── Data for this task ──

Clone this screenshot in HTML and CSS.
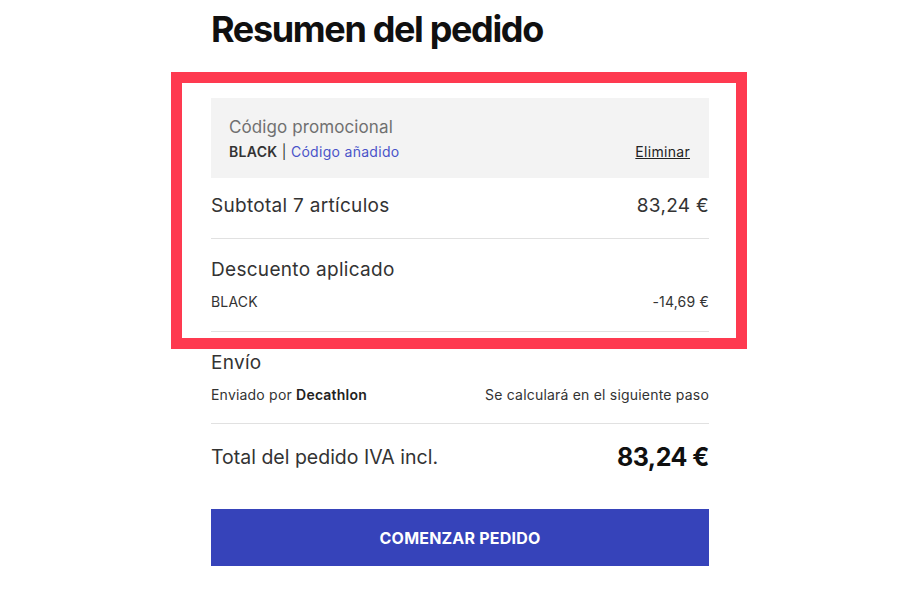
FILE: index.html
```html
<!DOCTYPE html>
<html lang="es">
<head>
    <meta charset="UTF-8">
    <meta name="viewport" content="width=device-width, initial-scale=1.0">
    <title>Resumen del pedido</title>
    <link rel="stylesheet" href="styles.css">
</head>
<body>

    <div class="summary">
        <h1 class="summary-title">Resumen del pedido</h1>

        <div class="promo">
            <p class="promo-label">Código promocional</p>
            <div class="promo-line">
                <span><b>BLACK</b> | <span class="promo-added">Código añadido</span></span>
                <a href="#" class="promo-remove">Eliminar</a>
            </div>
        </div>

        <div class="block block-first">
            <div class="row row-main">
                <span>Subtotal 7 artículos</span>
                <span>83,24 €</span>
            </div>
        </div>

        <div class="block">
            <p class="block-title">Descuento aplicado</p>
            <div class="row row-small">
                <span>BLACK</span>
                <span>-14,69 €</span>
            </div>
        </div>

        <div class="block block-last">
            <p class="block-title">Envío</p>
            <div class="row row-small">
                <span>Enviado por <b>Decathlon</b></span>
                <span>Se calculará en el siguiente paso</span>
            </div>
        </div>

        <div class="row row-total">
            <span>Total del pedido IVA incl.</span>
            <span class="total-price">83,24 €</span>
        </div>

        <button class="checkout-btn">COMENZAR PEDIDO</button>

        <!-- highlight frame drawn over the promo / discount part -->
        <div class="highlight"></div>
    </div>

</body>
</html>
```

FILE: styles.css
```css
/* General Page Styling */
body {
    margin: 0;
    padding: 0;
    background: #ffffff;
    font-family: Inter, Roboto, sans-serif;
    color: #333333;
}

h1, p {
    margin: 0;
}

/* Summary Column */
.summary {
    position: relative;
    width: 498px;
    margin-left: 211px;
    padding-top: 7px;
}

.summary-title {
    font-size: 36px;
    line-height: 44px;
    font-weight: 700;
    letter-spacing: -1.35px;
    color: #101010;
}

/* Promo Code Box */
.promo {
    margin-top: 47px;
    height: 80px;
    box-sizing: border-box;
    padding: 17px 19px 0 18px;
    background: #f3f3f3;
}

.promo-label {
    font-size: 17px;
    line-height: 24px;
    letter-spacing: 0.1px;
    color: #707070;
}

.promo-line {
    display: flex;
    justify-content: space-between;
    align-items: center;
    font-size: 14px;
    line-height: 20px;
    letter-spacing: 0.3px;
    margin-top: 3px;
    color: #333333;
}

.promo-line b { font-weight: 600; }

.promo-added { color: #4a53c9; }

.promo-remove {
    color: #222222;
    text-decoration: underline;
}

/* Rows */
.block {
    border-bottom: 1px solid #e1e1e1;
    padding: 19px 0 19px;
}

.block-first { padding: 16px 0 20px; }
.block-last { padding-bottom: 18px; }

.block-title {
    font-size: 19px;
    line-height: 24px;
    letter-spacing: 0.3px;
    color: #333333;
}

.row {
    display: flex;
    justify-content: space-between;
    align-items: center;
}

.row-main {
    font-size: 19px;
    line-height: 24px;
    letter-spacing: 0.3px;
}

.row-small {
    margin-top: 10px;
    font-size: 14px;
    line-height: 20px;
    letter-spacing: 0.2px;
    color: #333333;
}

.row-small b { font-weight: 600; color: #222222; }

.row-total {
    padding-top: 17px;
    font-size: 19.5px;
    line-height: 32px;
    color: #333333;
}

.total-price {
    font-size: 25px;
    font-weight: 700;
    color: #101010;
    letter-spacing: -0.5px;
}

/* Checkout Button */
.checkout-btn {
    display: block;
    width: 100%;
    height: 57px;
    margin-top: 36px;
    border: none;
    background: #3643ba;
    color: #ffffff;
    font-family: Inter, Roboto, sans-serif;
    font-size: 16px;
    font-weight: 700;
    letter-spacing: 0.2px;
    cursor: pointer;
}

/* Annotation Frame */
.highlight {
    position: absolute;
    top: 72px;
    left: -40px;
    width: 554px;
    height: 255px;
    border: 11px solid #fe3a50;
    pointer-events: none;
}
```
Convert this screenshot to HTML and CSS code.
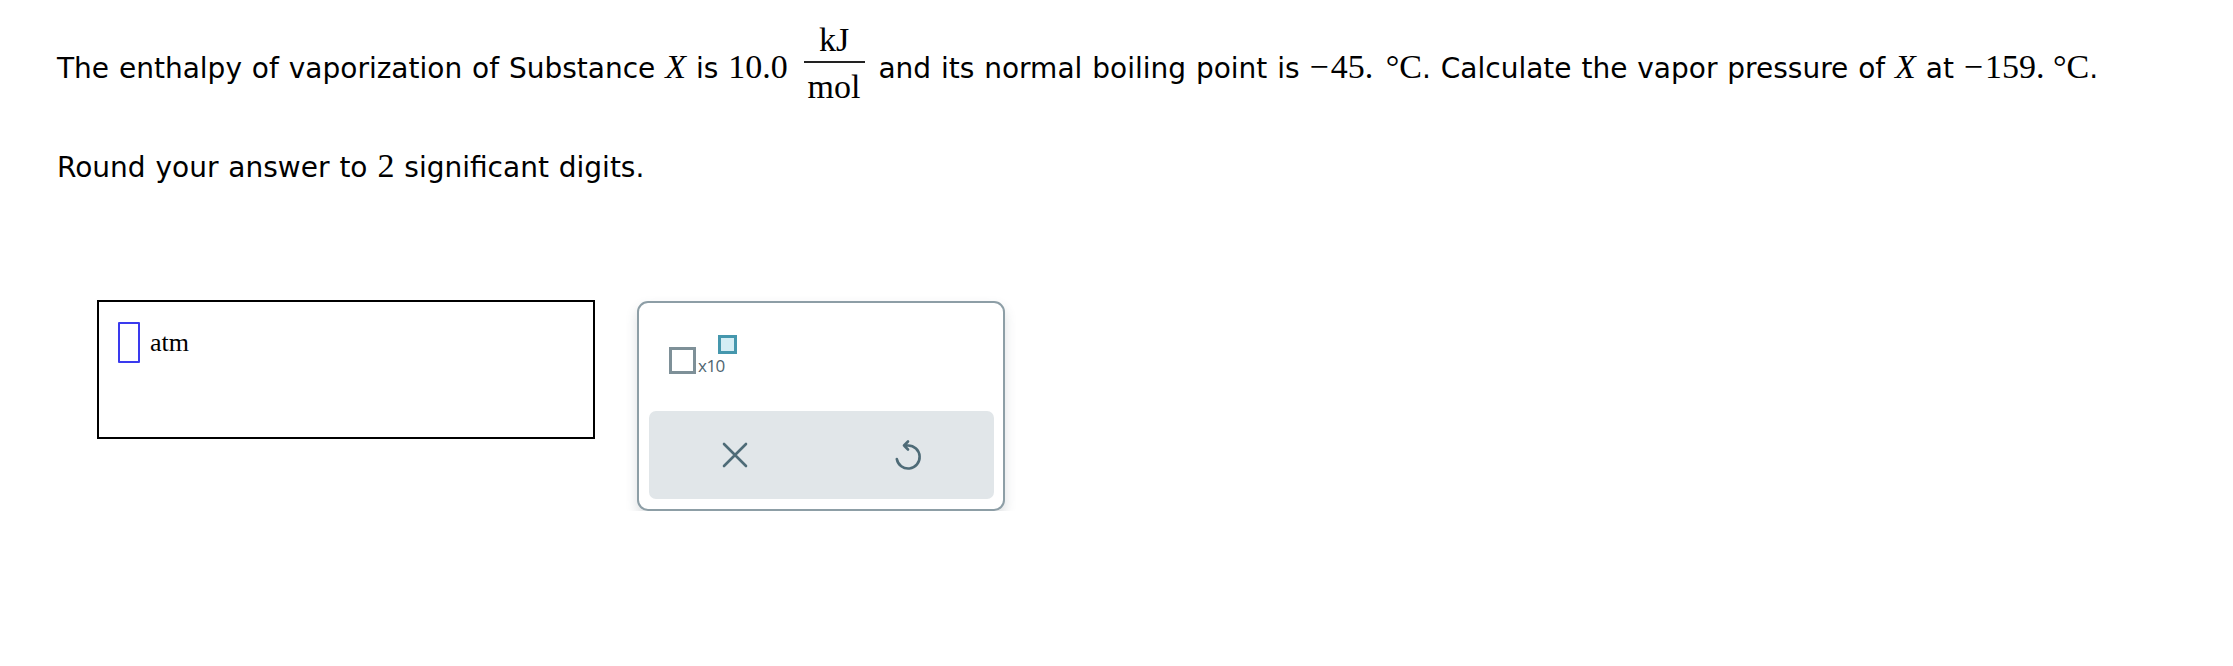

───

The request – Reproduce each record above by retyping it exactly; omit all images.

Result below –
Clone this screenshot in HTML and CSS.
FILE: index.html
```html
<!DOCTYPE html>
<html lang="es">
<head>
    <meta charset="UTF-8">
    <meta name="viewport" content="width=device-width, initial-scale=1.0">
    <title>Resumen del pedido</title>
    <link rel="stylesheet" href="styles.css">
</head>
<body>

    <div class="summary">
        <h1 class="summary-title">Resumen del pedido</h1>

        <div class="promo">
            <p class="promo-label">Código promocional</p>
            <div class="promo-line">
                <span><b>BLACK</b> | <span class="promo-added">Código añadido</span></span>
                <a href="#" class="promo-remove">Eliminar</a>
            </div>
        </div>

        <div class="block block-first">
            <div class="row row-main">
                <span>Subtotal 7 artículos</span>
                <span>83,24 €</span>
            </div>
        </div>

        <div class="block">
            <p class="block-title">Descuento aplicado</p>
            <div class="row row-small">
                <span>BLACK</span>
                <span>-14,69 €</span>
            </div>
        </div>

        <div class="block block-last">
            <p class="block-title">Envío</p>
            <div class="row row-small">
                <span>Enviado por <b>Decathlon</b></span>
                <span>Se calculará en el siguiente paso</span>
            </div>
        </div>

        <div class="row row-total">
            <span>Total del pedido IVA incl.</span>
            <span class="total-price">83,24 €</span>
        </div>

        <button class="checkout-btn">COMENZAR PEDIDO</button>

        <!-- highlight frame drawn over the promo / discount part -->
        <div class="highlight"></div>
    </div>

</body>
</html>
```

FILE: styles.css
```css
/* General Page Styling */
body {
    margin: 0;
    padding: 0;
    background: #ffffff;
    font-family: Inter, Roboto, sans-serif;
    color: #333333;
}

h1, p {
    margin: 0;
}

/* Summary Column */
.summary {
    position: relative;
    width: 498px;
    margin-left: 211px;
    padding-top: 7px;
}

.summary-title {
    font-size: 36px;
    line-height: 44px;
    font-weight: 700;
    letter-spacing: -1.35px;
    color: #101010;
}

/* Promo Code Box */
.promo {
    margin-top: 47px;
    height: 80px;
    box-sizing: border-box;
    padding: 17px 19px 0 18px;
    background: #f3f3f3;
}

.promo-label {
    font-size: 17px;
    line-height: 24px;
    letter-spacing: 0.1px;
    color: #707070;
}

.promo-line {
    display: flex;
    justify-content: space-between;
    align-items: center;
    font-size: 14px;
    line-height: 20px;
    letter-spacing: 0.3px;
    margin-top: 3px;
    color: #333333;
}

.promo-line b { font-weight: 600; }

.promo-added { color: #4a53c9; }

.promo-remove {
    color: #222222;
    text-decoration: underline;
}

/* Rows */
.block {
    border-bottom: 1px solid #e1e1e1;
    padding: 19px 0 19px;
}

.block-first { padding: 16px 0 20px; }
.block-last { padding-bottom: 18px; }

.block-title {
    font-size: 19px;
    line-height: 24px;
    letter-spacing: 0.3px;
    color: #333333;
}

.row {
    display: flex;
    justify-content: space-between;
    align-items: center;
}

.row-main {
    font-size: 19px;
    line-height: 24px;
    letter-spacing: 0.3px;
}

.row-small {
    margin-top: 10px;
    font-size: 14px;
    line-height: 20px;
    letter-spacing: 0.2px;
    color: #333333;
}

.row-small b { font-weight: 600; color: #222222; }

.row-total {
    padding-top: 17px;
    font-size: 19.5px;
    line-height: 32px;
    color: #333333;
}

.total-price {
    font-size: 25px;
    font-weight: 700;
    color: #101010;
    letter-spacing: -0.5px;
}

/* Checkout Button */
.checkout-btn {
    display: block;
    width: 100%;
    height: 57px;
    margin-top: 36px;
    border: none;
    background: #3643ba;
    color: #ffffff;
    font-family: Inter, Roboto, sans-serif;
    font-size: 16px;
    font-weight: 700;
    letter-spacing: 0.2px;
    cursor: pointer;
}

/* Annotation Frame */
.highlight {
    position: absolute;
    top: 72px;
    left: -40px;
    width: 554px;
    height: 255px;
    border: 11px solid #fe3a50;
    pointer-events: none;
}
```
Convert this screenshot to HTML and CSS code.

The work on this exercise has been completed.